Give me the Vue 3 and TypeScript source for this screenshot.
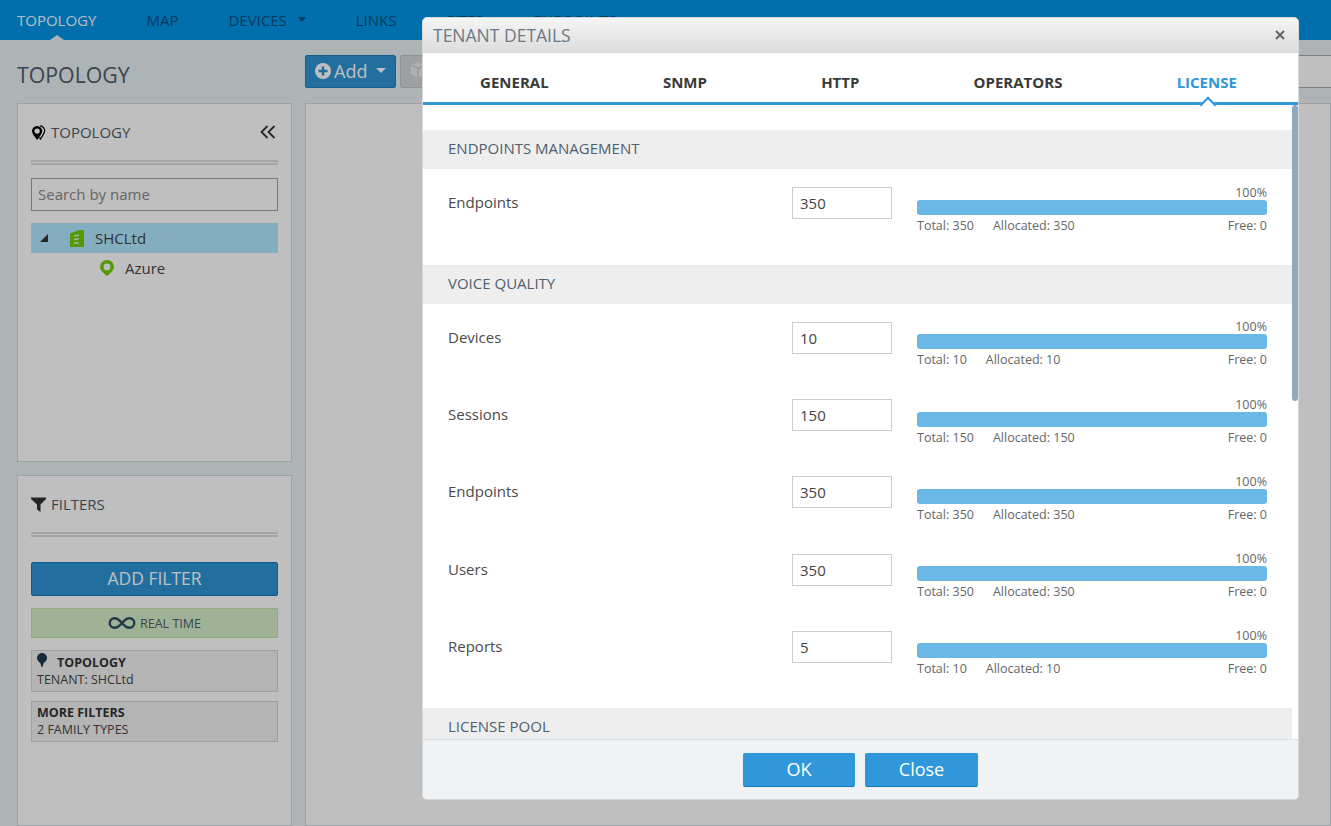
<script setup lang="ts">
interface Row { label: string; value: string; total: number; allocated: number; free: number }

const navItems = [
  { name: 'TOPOLOGY', cls: 'active' },
  { name: 'MAP', cls: '' },
  { name: 'DEVICES', cls: 'caret' },
  { name: 'LINKS', cls: '' },
  { name: 'SITES', cls: '' },
  { name: 'ENDPOINTS', cls: '' },
]
const tabs = ['GENERAL', 'SNMP', 'HTTP', 'OPERATORS', 'LICENSE']
const endpoints: Row[] = [{ label: 'Endpoints', value: '350', total: 350, allocated: 350, free: 0 }]
const voice: Row[] = [
  { label: 'Devices', value: '10', total: 10, allocated: 10, free: 0 },
  { label: 'Sessions', value: '150', total: 150, allocated: 150, free: 0 },
  { label: 'Endpoints', value: '350', total: 350, allocated: 350, free: 0 },
  { label: 'Users', value: '350', total: 350, allocated: 350, free: 0 },
  { label: 'Reports', value: '5', total: 10, allocated: 10, free: 0 },
]
const sections = [
  { title: 'ENDPOINTS MANAGEMENT', rows: endpoints, cls: 'first' },
  { title: 'VOICE QUALITY', rows: voice, cls: '' },
  { title: 'LICENSE POOL', rows: [] as Row[], cls: '' },
]
</script>

<template>
  <div class="app">
    <nav class="nav">
      <a v-for="n in navItems" :key="n.name" class="nav-item" :class="n.cls">{{ n.name }}</a>
    </nav>

    <div class="page">
      <div class="head">
        <h1 class="title">TOPOLOGY</h1>
        <div class="toolbar">
          <button class="btn-add">
            <svg class="plus" viewBox="0 0 16 16" width="16" height="16">
              <circle cx="8" cy="8" r="8" fill="#fff" />
              <path d="M8 3.500v9M3.500 8h9" stroke="#2e95d5" stroke-width="2.600" />
            </svg>
            <span>Add</span>
            <i class="add-caret"></i>
          </button>
          <button class="btn-cube">
            <svg viewBox="0 0 18 18" width="18" height="18">
              <path d="M9 1l7 3v9l-7 4-7-4V4z" fill="#fff" opacity=".55" />
              <path d="M2 4l7 3.400L16 4M9 7.400V17" stroke="#b8bcc0" stroke-width="1" fill="none" />
            </svg>
          </button>
          <div class="toolbox"></div>
        </div>
      </div>

      <div class="columns">
        <aside class="side">
          <section class="panel panel-top">
            <header class="panel-head">
              <svg viewBox="0 0 16 16" width="15" height="15">
                <path d="M9.500 1a5 5 0 0 1 4.600 7c-.8 2-2.600 4.600-4.100 7-.3-.5-.7-1-1-1.600" fill="none" stroke="#000" stroke-width="1.300" />
                <path d="M6.500 1a5.500 5.500 0 0 1 5.500 5.500c0 3-3 6-5.500 9.500C4 12.500 1 9.500 1 6.500A5.500 5.500 0 0 1 6.500 1zm0 2.600a2.900 2.900 0 1 0 0 5.800 2.900 2.900 0 0 0 0-5.800z" fill="#000" fill-rule="evenodd" />
              </svg>
              <span>TOPOLOGY</span>
              <svg class="collapse" viewBox="0 0 16 14" width="16" height="14">
                <path d="M7.500 1L1.500 7l6 6M14.500 1l-6 6 6 6" fill="none" stroke="#333" stroke-width="1.800" />
              </svg>
            </header>
            <div class="rule"></div>
            <input class="search" placeholder="Search by name" />
            <div class="tree-row selected">
              <i class="tree-arrow"></i>
              <svg viewBox="0 0 14 17" width="14" height="17">
                <path d="M0 3.500L9 0h5v17H0z" fill="#70cd08" />
                <path d="M4 6l5-1M4 9.500l5-.7M4 13h5" stroke="#e4f3cf" stroke-width="1.400" />
              </svg>
              <span>SHCLtd</span>
            </div>
            <div class="tree-row child">
              <svg viewBox="0 0 14 16" width="14" height="16">
                <path d="M7 0a7 7 0 0 1 7 7c0 3.500-3.500 6-7 9-3.500-3-7-5.500-7-9a7 7 0 0 1 7-7zm0 3.600a3.400 3.400 0 1 0 0 6.800 3.400 3.400 0 0 0 0-6.800z" fill="#70cd08" fill-rule="evenodd" />
              </svg>
              <span>Azure</span>
            </div>
          </section>

          <section class="panel panel-filters">
            <header class="panel-head">
              <svg viewBox="0 0 15 15" width="15" height="15">
                <path d="M0 .5h15v1.500L9.500 7.500V15L6 12.500V7.500L0 2z" fill="#333" />
              </svg>
              <span>FILTERS</span>
            </header>
            <div class="rule"></div>
            <button class="add-filter">ADD FILTER</button>
            <div class="realtime">
              <svg viewBox="0 0 28 12" width="28" height="12">
                <path d="M14 6C11 2.500 9 1.200 6.500 1.200a4.800 4.800 0 0 0 0 9.600C9 10.800 11 9.500 14 6c3-3.500 5-4.800 7.500-4.800a4.800 4.800 0 0 1 0 9.600C19 10.800 17 9.500 14 6z" fill="none" stroke="#2f4d60" stroke-width="2.400" />
              </svg>
              <span>REAL TIME</span>
            </div>
            <div class="chip">
              <div class="chip-title">
                <svg viewBox="0 0 10 14" width="10" height="14">
                  <path d="M5 0a5 5 0 0 1 5 5c0 2.500-2.200 4-3.500 5.500L5.500 14h-1l-1-3.500C2.200 9 0 7.500 0 5a5 5 0 0 1 5-5z" fill="#1f3a50" />
                </svg>
                <b>TOPOLOGY</b>
              </div>
              <div>TENANT: SHCLtd</div>
            </div>
            <div class="chip">
              <div class="chip-title"><b>MORE FILTERS</b></div>
              <div>2 FAMILY TYPES</div>
            </div>
          </section>
        </aside>
        <main class="main-panel"></main>
      </div>
    </div>

    <div class="overlay"></div>

    <div class="modal">
      <header class="modal-head">
        <span>TENANT DETAILS</span>
        <svg class="close-x" viewBox="0 0 10 10" width="10" height="10">
          <path d="M1 1l8 8M9 1L1 9" stroke="#666" stroke-width="2" />
        </svg>
      </header>
      <div class="tabs">
        <div v-for="t in tabs" :key="t" class="tab" :class="{ on: t === 'LICENSE' }">{{ t }}</div>
      </div>
      <div class="body">
        <div class="scroll-thumb"></div>
        <div class="body-inner">
          <section v-for="s in sections" :key="s.title" class="section" :class="s.cls">
            <h3 class="section-title">{{ s.title }}</h3>
            <div class="rows">
              <div v-for="r in s.rows" :key="r.label" class="row">
                <label class="row-label">{{ r.label }}</label>
                <input class="row-input" :value="r.value" readonly />
                <div class="usage">
                  <div class="pct">100%</div>
                  <div class="bar"></div>
                  <div class="usage-foot">
                    <span class="u-total">Total: {{ r.total }}</span>
                    <span>Allocated: {{ r.allocated }}</span>
                    <span class="u-free">Free: {{ r.free }}</span>
                  </div>
                </div>
              </div>
            </div>
          </section>
        </div>
      </div>
      <footer class="modal-foot">
        <button class="foot-btn ok">OK</button>
        <button class="foot-btn close">Close</button>
      </footer>
    </div>
  </div>
</template>

<style>
html, body { margin: 0; padding: 0; }
</style>

<style scoped>
* { box-sizing: border-box; }
.app {
  position: relative;
  width: 1331px;
  height: 826px;
  overflow: hidden;
  background: #e8eff3;
  font-family: "Open Sans", "Noto Sans", sans-serif;
  font-size: 15px;
  color: #444;
}
.nav {
  height: 40px;
  background: #0294e5;
  display: flex;
  align-items: center;
  padding-left: 17px;
  gap: 50px;
}
.nav-item { color: #034f7e; font-size: 15px; position: relative; }
.nav-item.active { color: #f2fbff; }
.nav-item.active::after {
  content: "";
  position: absolute;
  left: 50%;
  bottom: -10px;
  margin-left: -7px;
  border: 7px solid transparent;
  border-top: 0;
  border-bottom: 5px solid #e8eff3;
}
.nav-item.caret { padding-right: 19px; }
.nav-item.caret::after {
  content: "";
  position: absolute;
  right: 0;
  top: 7px;
  border: 4.500px solid transparent;
  border-bottom: 0;
  border-top: 5px solid #034f7e;
}
.page { padding-left: 17px; }
.head { display: flex; height: 63px; padding-top: 15px; }
.title {
  width: 288px;
  margin: 6px 0 0;
  font-size: 21.300px;
  font-weight: 400;
  line-height: 27px;
  color: #4d5c6c;
}
.toolbar { flex: 1; display: flex; height: 33px; }
.btn-add {
  width: 91px;
  height: 33px;
  background: #2e95d5;
  border: 1px solid #1c7cb8;
  border-radius: 2px;
  color: #fff;
  font: 18px "Open Sans", sans-serif;
  display: flex;
  align-items: center;
  padding: 0 0 2px 9px;
  gap: 3px;
}
.plus { flex: none; }
.add-caret {
  margin-left: 6px;
  border: 5px solid transparent;
  border-bottom: 0;
  border-top: 5px solid #fff;
}
.btn-cube {
  width: 60px;
  height: 33px;
  margin-left: 4px;
  background: #d2d6da;
  border: 1px solid #bfc3c7;
  border-radius: 2px;
  padding: 0 0 0 8px;
  text-align: left;
}
.toolbox {
  flex: 1;
  margin-left: 40px;
  height: 33px;
  background: #fff;
  border-top: 1px solid #aaa;
  border-bottom: 1px solid #aaa;
}
.columns { display: flex; gap: 13px; height: 723px; }
.side { width: 275px; flex: none; display: flex; flex-direction: column; gap: 13px; }
.panel {
  background: #fff;
  border: 1px solid #d4d8db;
  padding: 0 13px;
}
.panel-top { height: 359px; flex: none; }
.panel-filters { flex: 1; }
.panel-head {
  height: 56px;
  display: flex;
  align-items: center;
  gap: 5px;
  color: #4d5c6c;
  font-size: 15px;
}
.collapse { margin-left: auto; margin-right: 2px; }
.rule {
  height: 5px;
  border-top: 2px solid #dcdcdc;
  border-bottom: 2px solid #dcdcdc;
}
.search {
  display: block;
  width: 247px;
  height: 33px;
  margin-top: 13px;
  padding: 0 6px 2px;
  border: 1px solid #a0a0a0;
  background: #fff;
  font: 15px "Open Sans", sans-serif;
  color: #444;
  outline: none;
}
.search::placeholder { color: #888; opacity: 1; }
.tree-row {
  display: flex;
  align-items: center;
  height: 30px;
  gap: 11px;
  color: #444;
}
.tree-row.selected { margin-top: 12px; padding-left: 39px; position: relative; background: #b0e8ff; }
.tree-arrow {
  position: absolute;
  left: 9px;
  top: 11px;
  width: 0;
  height: 0;
  border-left: 8px solid transparent;
  border-bottom: 8px solid #333;
}
.tree-row.child { padding-left: 69px; }
.add-filter {
  display: block;
  width: 247px;
  height: 34px;
  margin-top: 25px;
  background: #2e95d5;
  border: 1px solid #1478b4;
  border-radius: 2px;
  color: #fff;
  font: 17.500px "Open Sans", sans-serif;
  padding: 0 0 2px;
}
.realtime {
  height: 30px;
  margin-top: 12px;
  background: #d6eec9;
  border: 1px solid #bfe6ad;
  display: flex;
  align-items: center;
  justify-content: center;
  gap: 4px;
  font-size: 12.500px;
  color: #4d5c6c;
}
.chip {
  margin-top: 12px;
  height: 42px;
  padding: 3px 5px 0;
  background: #f0f0f0;
  border: 1px solid #d4d4d4;
  font-size: 12.500px;
  line-height: 17px;
  color: #444;
}
.chip + .chip { margin-top: 9px; height: 41px; padding-top: 2px; }
.chip-title { display: flex; gap: 10px; align-items: center; color: #333; }
.chip-title b { font-weight: 700; }
.chip-title svg { margin-top: -5px; }
.main-panel { flex: 1; background: #fff; border: 1px solid #d4d8db; }

.overlay {
  position: absolute;
  inset: 0;
  background: rgba(0, 0, 0, .25);
}
.modal {
  position: absolute;
  left: 422px;
  top: 17px;
  width: 877px;
  height: 783px;
  background: #fff;
  border: 1px solid #d8d8d8;
  border-radius: 5px;
  overflow: hidden;
  display: flex;
  flex-direction: column;
}
.modal-head {
  height: 35px;
  flex: none;
  background: linear-gradient(#f5f5f5, #dcdcdc);
  display: flex;
  align-items: center;
  justify-content: space-between;
  padding: 0 13px 1px 10px;
  font-size: 17.500px;
  color: #6b7885;
}
.tabs {
  height: 52px;
  flex: none;
  display: flex;
  justify-content: space-around;
  align-items: flex-start;
  padding-right: 4px;
  border-bottom: 3px solid #3097da;
  position: relative;
}
.tab {
  margin-top: 19px;
  font-size: 15px;
  line-height: 20px;
  font-weight: 700;
  color: #3a3a3a;
  position: relative;
}
.tab.on { color: #3097da; }
.tab.on::after {
  content: "";
  position: absolute;
  left: 50%;
  top: 26.500px;
  width: 10px;
  height: 10px;
  margin-left: -5px;
  background: #fff;
  border-top: 2px solid #3097da;
  border-left: 2px solid #3097da;
  transform: rotate(45deg);
}
.body { flex: 1; position: relative; overflow: hidden; min-height: 0; }
.body-inner { width: 869px; padding-top: 25px; }
.scroll-thumb {
  position: absolute;
  right: 0;
  top: 0;
  width: 6px;
  height: 296px;
  background: #8fa9bf;
  border-radius: 3px;
}
.section.first { padding-bottom: .6px; }
.section-title {
  margin: 0;
  height: 38.700px;
  padding-left: 25px;
  background: #eee;
  font-size: 15px;
  font-weight: 400;
  line-height: 37.500px;
  color: #4f5f6e;
}
.rows { padding-top: 18.300px; }
.row {
  display: flex;
  height: 77.250px;
  padding-left: 25px;
}
.row-label { width: 344px; margin-top: 5px; line-height: 21px; font-size: 15px; color: #4a4a4a; }
.row-input {
  width: 100px;
  height: 32px;
  border: 1px solid #ccc;
  padding: 0 7px;
  font: 15px "Open Sans", sans-serif;
  color: #444;
  outline: none;
}
.usage { width: 350px; margin: -.4px 0 0 25px; font-size: 12.500px; color: #666; }
.pct { text-align: right; line-height: 12px; height: 13px; }
.bar { height: 15px; background: #69b8e6; border-radius: 3px; }
.usage-foot { display: flex; margin-top: 3px; line-height: 15px; }
.u-total { margin-right: 19px; }
.u-free { margin-left: auto; }
.modal-foot {
  height: 60px;
  flex: none;
  background: #f0f3f6;
  border-top: 1px solid #dde0e3;
  display: flex;
  justify-content: center;
  align-items: flex-start;
  gap: 10px;
  padding-top: 13px;
}
.foot-btn {
  height: 34px;
  background: #3097da;
  border: 1px solid #3097da;
  border-bottom-color: #1478b4;
  border-radius: 2px;
  color: #fff;
  font: 18px "Open Sans", sans-serif;
  padding: 0 0 2px;
}
.foot-btn.ok { width: 112px; }
.foot-btn.close { width: 113px; }
</style>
++++++++
[Task requirements]
Leave out the pictures and repeat the lines from the start of the material through the line with "string; value: string;", inclusive.

[Exercise output]
Give me the Vue 3 and TypeScript source for this screenshot.
<script setup lang="ts">
interface Row { label: string; value: string; total: number; allocated: number; free: number }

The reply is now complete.